Usually, the weather report is just about the most boring thing you can see on TV, but in the case of this particular report, that couldn't be further from the truth. It starts out pretty normally, with meteorologist Erika Navarro highlighting areas in North Carolina at risk from Hurricane Florence's storm surge. The storm surge, which could reach above 9 feet (2.7 meters) in coastal and inland riverside areas, is probably the most dangerous aspect of the hurricane.
But not long after that, the magic starts to happen: the screen behind Navarro becomes the surge itself, and suddenly, we're transported into the middle of the hurricane, seeing a sci-fi-like section of what the damage will likely look like. You have to see it for yourself.
— The Weather Channel (@weatherchannel) September 13, 2018
Aside from being a really impressive technical feat, this Weather Channel animation is more than just a pretty picture -- it could very well save lives. Most weather reports and news focus on the wind and rain aspects of storms, but, according to data from the US National Hurricane Center, the storm surge is what's most likely to kill people.
The problem with storm surges is that they can cause devastating floods on very short notice, right after (or sometimes, even before) the actual hurricane hits. Sure, that may not sound as scary as crazy wind speeds, but this is exactly where this segment helps: it shows how easy it is to get trapped by the incoming water, and how it feels to be suddenly in the middle of it all.
For instance, a 3-foot (0.9-meter) surge could easily knock you off your feet, and even start moving cars around, Navarro explains, surrounded by the virtual water. At 6 feet (1.8 meters), the water is enough to cover her, and things really get dangerous: the surging water could contain dangerous debris such as chemicals, exposed wires, or pieces of infrastructure.
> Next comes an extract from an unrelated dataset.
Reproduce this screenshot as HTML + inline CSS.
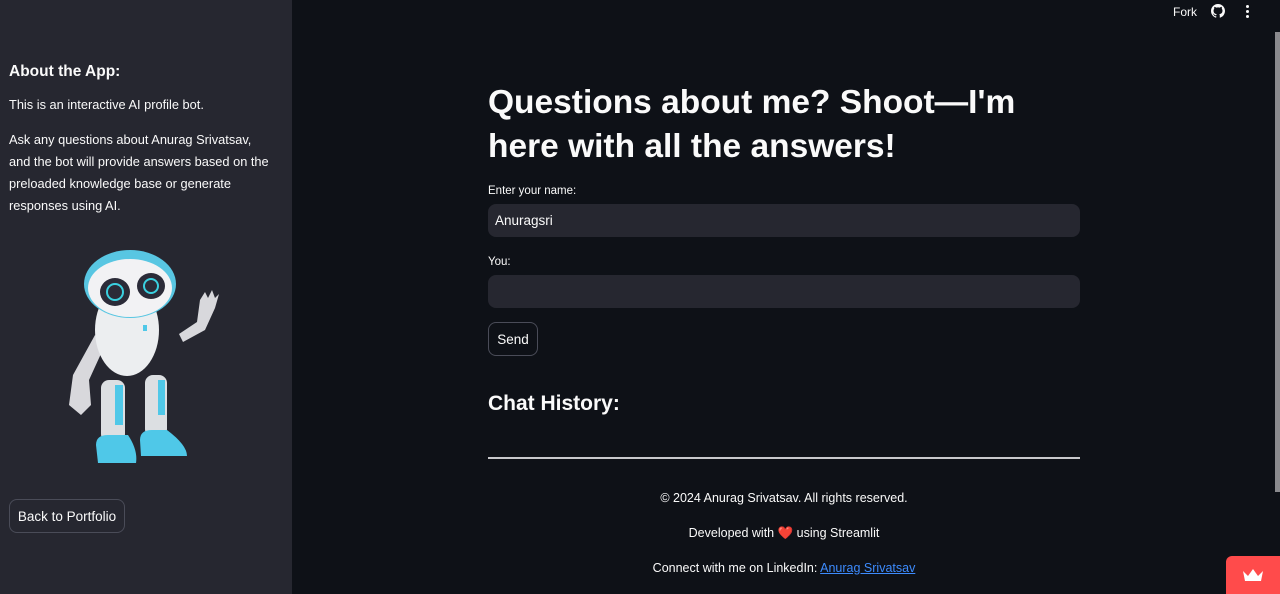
<!DOCTYPE html>
<html><head><meta charset="utf-8"><style>
*{margin:0;padding:0;box-sizing:border-box}
body{width:1280px;height:594px;overflow:hidden;background:#0e1117;font-family:"Liberation Sans",sans-serif;color:#fafafa;position:relative}
.sb{position:absolute;left:0;top:0;width:292px;height:594px;background:#262730}
.sb h3{position:absolute;left:9px;top:63px;font-size:15.5px;font-weight:bold}
.sb p{position:absolute;left:9px;font-size:12.8px;line-height:22px}
.btn{position:absolute;border:1px solid #4a4c58;border-radius:8px;background:transparent;color:#fafafa;font-size:13.5px;display:flex;align-items:center;justify-content:center}
.main h1{position:absolute;left:488px;top:81px;font-size:33.5px;line-height:44px;font-weight:bold;width:600px}
.lbl{position:absolute;left:488px;font-size:11.5px}
.inp{position:absolute;left:488px;width:592px;height:33px;background:#262730;border-radius:8px;font-size:13.5px;padding:9px 7px}
.ft{position:absolute;left:488px;width:592px;text-align:center;font-size:12.5px}
</style></head><body>
<div class="sb">
<h3>About the App:</h3>
<p style="top:94px">This is an interactive AI profile bot.</p>
<p style="top:129px;width:262px">Ask any questions about Anurag Srivatsav, and the bot will provide answers based on the preloaded knowledge base or generate responses using AI.</p>
<svg style="position:absolute;left:60px;top:248px" width="165" height="220" viewBox="60 248 165 220">
<path d="M200 300 l5 -8 l3 6 l4 -8 l3 8 l4 -4 l-4 14 l-10 22 l-22 12 l-4 -8 l18 -12z" fill="#d8d8dc"/>
<path d="M95 335 l-22 40 l-4 30 l12 10 l10 -10 l-2 -25 l16 -35z" fill="#d8d8dc"/>
<ellipse cx="127" cy="330" rx="32" ry="46" fill="#eceef0"/>
<rect x="101" y="380" width="24" height="62" rx="8" fill="#dcdfe2"/>
<rect x="145" y="375" width="22" height="62" rx="8" fill="#dcdfe2"/>
<rect x="115" y="385" width="8" height="40" fill="#4fc8e8"/>
<rect x="158" y="380" width="7" height="35" fill="#4fc8e8"/>
<path d="M96 445 q0 -10 12 -10 h20 q10 15 8 28 h-38z" fill="#4fc8e8"/>
<path d="M140 440 q0 -10 12 -10 h15 q20 15 20 26 h-46z" fill="#4fc8e8"/>
<ellipse cx="130" cy="284" rx="46" ry="34" fill="#58c6e2"/>
<ellipse cx="130" cy="288" rx="42" ry="29" fill="#f2f2f4"/>
<ellipse cx="115" cy="292" rx="15" ry="14" fill="#2b2b38"/>
<ellipse cx="151" cy="286" rx="14" ry="13" fill="#2b2b38"/>
<circle cx="115" cy="292" r="8" fill="none" stroke="#3ad0e0" stroke-width="2"/>
<circle cx="151" cy="286" r="7" fill="none" stroke="#3ad0e0" stroke-width="2"/>
<rect x="143" y="325" width="4" height="6" fill="#4fc8e8"/>
</svg>
<div class="btn" style="left:9px;top:499px;width:116px;height:34px">Back to Portfolio</div>
</div>
<div class="main">
<h1>Questions about me? Shoot—I'm here with all the answers!</h1>
<div class="lbl" style="top:185px">Enter your name:</div>
<div class="inp" style="top:204px">Anuragsri</div>
<div class="lbl" style="top:256px">You:</div>
<div class="inp" style="top:275px"></div>
<div class="btn" style="left:488px;top:322px;width:50px;height:34px">Send</div>
<div style="position:absolute;left:488px;top:392px;font-size:21px;font-weight:bold">Chat History:</div>
<div style="position:absolute;left:488px;top:457px;width:592px;height:2px;background:#c8c8cc"></div>
<div class="ft" style="top:491px">© 2024 Anurag Srivatsav. All rights reserved.</div>
<div class="ft" style="top:526px">Developed with <span style="color:#e23">❤️</span> using Streamlit</div>
<div class="ft" style="top:561px">Connect with me on LinkedIn: <span style="color:#3d8bfd;text-decoration:underline">Anurag Srivatsav</span></div>
</div>
<div style="position:absolute;left:1173px;top:5px;font-size:12px">Fork</div>
<svg style="position:absolute;left:1211px;top:4px" width="14" height="14" viewBox="0 0 16 16"><path fill="#fafafa" d="M8 0C3.58 0 0 3.580 0 8c0 3.54 2.29 6.53 5.47 7.59.4.07.55-.17.55-.38v-1.33c-2.230.48-2.7-1.070-2.7-1.07-.36-.92-.89-1.17-.89-1.17-.73-.5.06-.49.06-.49.8.06 1.23.83 1.23.83.72 1.23 1.88.87 2.34.67.07-.52.28-.87.51-1.07-1.78-.2-3.64-.89-3.640-3.95 0-.87.31-1.59.82-2.15-.08-.2-.36-1.02.08-2.12 0 0 .67-.21 2.2.82a7.6 7.6 0 0 1 4 0c1.53-1.04 2.2-.82 2.2-.82.44 1.1.16 1.92.08 2.12.51.56.82 1.27.82 2.15 0 3.07-1.87 3.75-3.65 3.95.29.25.54.73.54 1.48v2.2c0 .21.15.46.55.38A8 8 0 0 0 16 8c0-4.420-3.58-8-8-8z"/></svg>
<div style="position:absolute;left:1246px;top:5px;width:3px;line-height:4px;font-size:0">
<div style="width:3px;height:3px;background:#fafafa;border-radius:50%;margin-bottom:2px"></div><div style="width:3px;height:3px;background:#fafafa;border-radius:50%;margin-bottom:2px"></div><div style="width:3px;height:3px;background:#fafafa;border-radius:50%"></div></div>
<div style="position:absolute;left:1275px;top:32px;width:5px;height:460px;background:#8a8a8e"></div>
<div style="position:absolute;left:1226px;top:556px;width:54px;height:38px;background:#ff4b4b;border-top-left-radius:6px"><svg style="position:absolute;left:16px;top:12px" width="22" height="14" viewBox="0 0 22 14"><path d="M1 3 l5 5 l5 -7 l5 7 l5 -5 l-2 10 h-16z" fill="#fff"/></svg></div>
</body></html>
Hurricane Florence is expected to cause surges of up to 9 feet (2.7 meters). That's absolutely a life-threatening scenario which should be avoided if at all possible.
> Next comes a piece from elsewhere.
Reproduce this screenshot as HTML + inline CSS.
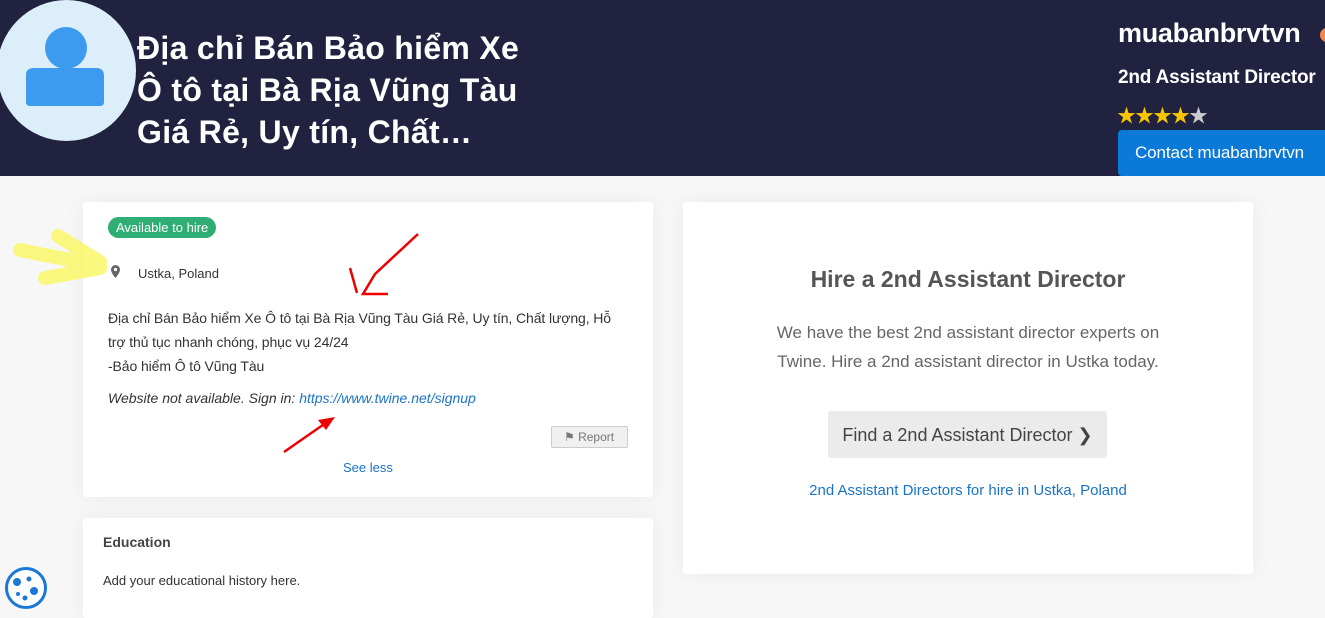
<!DOCTYPE html>
<html><head><meta charset="utf-8"><style>
*{margin:0;padding:0;box-sizing:border-box}
body{width:1325px;height:607px;overflow:hidden;background:#f7f7f7;font-family:"Liberation Sans","Noto Sans CJK SC",sans-serif;position:relative;color:#333}
.hdr{position:absolute;left:0;top:0;width:1325px;height:176px;background:#202240}
.av{position:absolute;left:-3px;top:0;width:139px;height:141px;border-radius:50%;background:#ddeefb}
.title{position:absolute;left:137px;top:27px;color:#fff;font-weight:bold;font-size:32px;letter-spacing:0.3px;line-height:42px;white-space:nowrap}
.un{position:absolute;left:1118px;top:18px;color:#fff;font-weight:bold;font-size:27px;letter-spacing:-0.3px}
.role{position:absolute;left:1118px;top:67px;color:#fff;font-weight:bold;font-size:19px;white-space:nowrap;letter-spacing:-0.2px}
.stars{position:absolute;left:1117px;top:101px;font-size:19px;letter-spacing:-1px;color:#f7c600}
.btn{position:absolute;left:1118px;top:130px;width:220px;height:46px;background:#0b79d8;border-radius:4px;color:#fff;font-size:17px;padding:13px 0 0 17px;white-space:nowrap;letter-spacing:-0.1px}
.card{position:absolute;background:#fff;border-radius:3px;box-shadow:0 0 20px rgba(0,0,0,.06)}
.badge{position:absolute;left:25px;top:15px;background:#2eae74;color:#fff;font-size:13px;border-radius:11px;padding:3px 8px}
.p{position:absolute;font-size:14px;color:#333}
a{color:#1a73c9;text-decoration:none}
</style></head><body>
<div class="hdr">
<div class="av"><svg width="139" height="141" viewBox="0 0 139 141"><circle cx="69" cy="48" r="21" fill="#3d9bef"/><path d="M29 75 Q29 68 37 68 L99 68 Q107 68 107 76 L107 102 Q107 106 103 106 L33 106 Q29 106 29 102Z" fill="#3d9bef"/></svg></div>
<div class="title">Địa chỉ Bán Bảo hiểm Xe<br>Ô tô tại Bà Rịa Vũng Tàu<br>Giá Rẻ, Uy tín, Chất…</div>
<div class="un">muabanbrvtvn</div>
<div style="position:absolute;left:1320px;top:28px;width:14px;height:14px;border-radius:50%;background:#f08a4b"></div>
<div class="role">2nd Assistant Director</div>
<div class="stars">★★★★<span style="color:#ccc">★</span></div>
<div class="btn">Contact muabanbrvtvn</div>
</div>
<div class="card" style="left:83px;top:202px;width:570px;height:295px">
<div class="badge">Available to hire</div>
<svg style="position:absolute;left:28px;top:63px" width="9" height="13" viewBox="0 0 9 13"><path d="M4.5 0A4.5 4.5 0 0 0 0 4.5C0 8 4.5 13 4.5 13S9 8 9 4.5A4.5 4.5 0 0 0 4.5 0Z" fill="#666"/><circle cx="4.5" cy="4.5" r="1.6" fill="#fff"/></svg>
<div class="p" style="left:55px;top:64px;font-size:13px">Ustka, Poland</div>
<div class="p" style="left:25px;top:104px;width:540px;line-height:24px;letter-spacing:-0.1px;white-space:nowrap">Địa chỉ Bán Bảo hiểm Xe Ô tô tại Bà Rịa Vũng Tàu Giá Rẻ, Uy tín, Chất lượng, Hỗ<br>trợ thủ tục nhanh chóng, phục vụ 24/24<br>-Bảo hiểm Ô tô Vũng Tàu</div>
<div class="p" style="left:25px;top:188px;font-style:italic">Website not available. Sign in: <a>https://www.twine.net/signup</a></div>
<div style="position:absolute;left:468px;top:224px;width:77px;height:22px;border:1px solid #ccc;background:#f0f0f0;border-radius:2px;font-size:12px;color:#777;padding:3px 0 0 12px">⚑ Report</div>
<div class="p" style="left:260px;top:258px;font-size:13px"><a>See less</a></div>
</div>
<svg style="position:absolute;left:0;top:0" width="700" height="470"><path d="M58 236 L100 262 M20 250 L100 266 M45 278 L100 268" stroke="#faf76a" stroke-width="14" stroke-linecap="round" opacity=".85" fill="none"/>
<path d="M418 234 L375 274 L363 294 L388 294 M350 268 L357 293" stroke="#e00" stroke-width="2.5" fill="none"/>
<path d="M284 452 L330 420" stroke="#e00" stroke-width="2.5"/><path d="M335 417 L318 420 L326 430Z" fill="#e00"/></svg>
<div class="card" style="left:83px;top:518px;width:570px;height:100px">
<div class="p" style="left:20px;top:16px;font-weight:bold;color:#444">Education</div>
<div class="p" style="left:20px;top:55px;font-size:13px">Add your educational history here.</div>
</div>
<div style="position:absolute;left:5px;top:567px;width:42px;height:42px;border-radius:50%;background:#fff;border:3px solid #1b78d6"><svg width="36" height="36"><circle cx="9" cy="12" r="4" fill="#1b78d6"/><circle cx="21" cy="9" r="2.5" fill="#1b78d6"/><circle cx="26" cy="21" r="4" fill="#1b78d6"/><circle cx="10" cy="24" r="2" fill="#1b78d6"/><circle cx="17" cy="28" r="2.5" fill="#1b78d6"/></svg></div>
<div class="card" style="left:683px;top:202px;width:570px;height:372px;text-align:center">
<div style="position:absolute;top:64px;width:100%;font-size:23px;font-weight:bold;color:#555">Hire a 2nd Assistant Director</div>
<div style="position:absolute;top:116px;left:70px;width:430px;font-size:17px;line-height:29px;color:#666">We have the best 2nd assistant director experts on Twine. Hire a 2nd assistant director in Ustka today.</div>
<div style="position:absolute;left:145px;top:209px;width:279px;height:47px;background:#ebebeb;border-radius:3px;font-size:18px;color:#444;padding-top:14px">Find a 2nd Assistant Director ❯</div>
<div style="position:absolute;top:280px;width:100%;font-size:15px"><a>2nd Assistant Directors for hire in Ustka, Poland</a></div>
</div>
</body></html>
"If you find yourself here please get out," says Navarro. "If you're told to go, you need to go."
If you think that sounds unrealistic, you probably haven't heard of 1954's Hurricane Hazel, which caused 17-foot (5.2-meter) floodwater lines, killing 400 people in Haiti, 95 in the US, and 81 in Canada.
Florence is not a storm to be taken lightly, and there's a very good chance that it's reached its current magnitude thanks to a boost from climate change -- as this global shift continues to unfold, we can likely expect many storms like Florence in the upcoming period. Please, everyone, stay safe!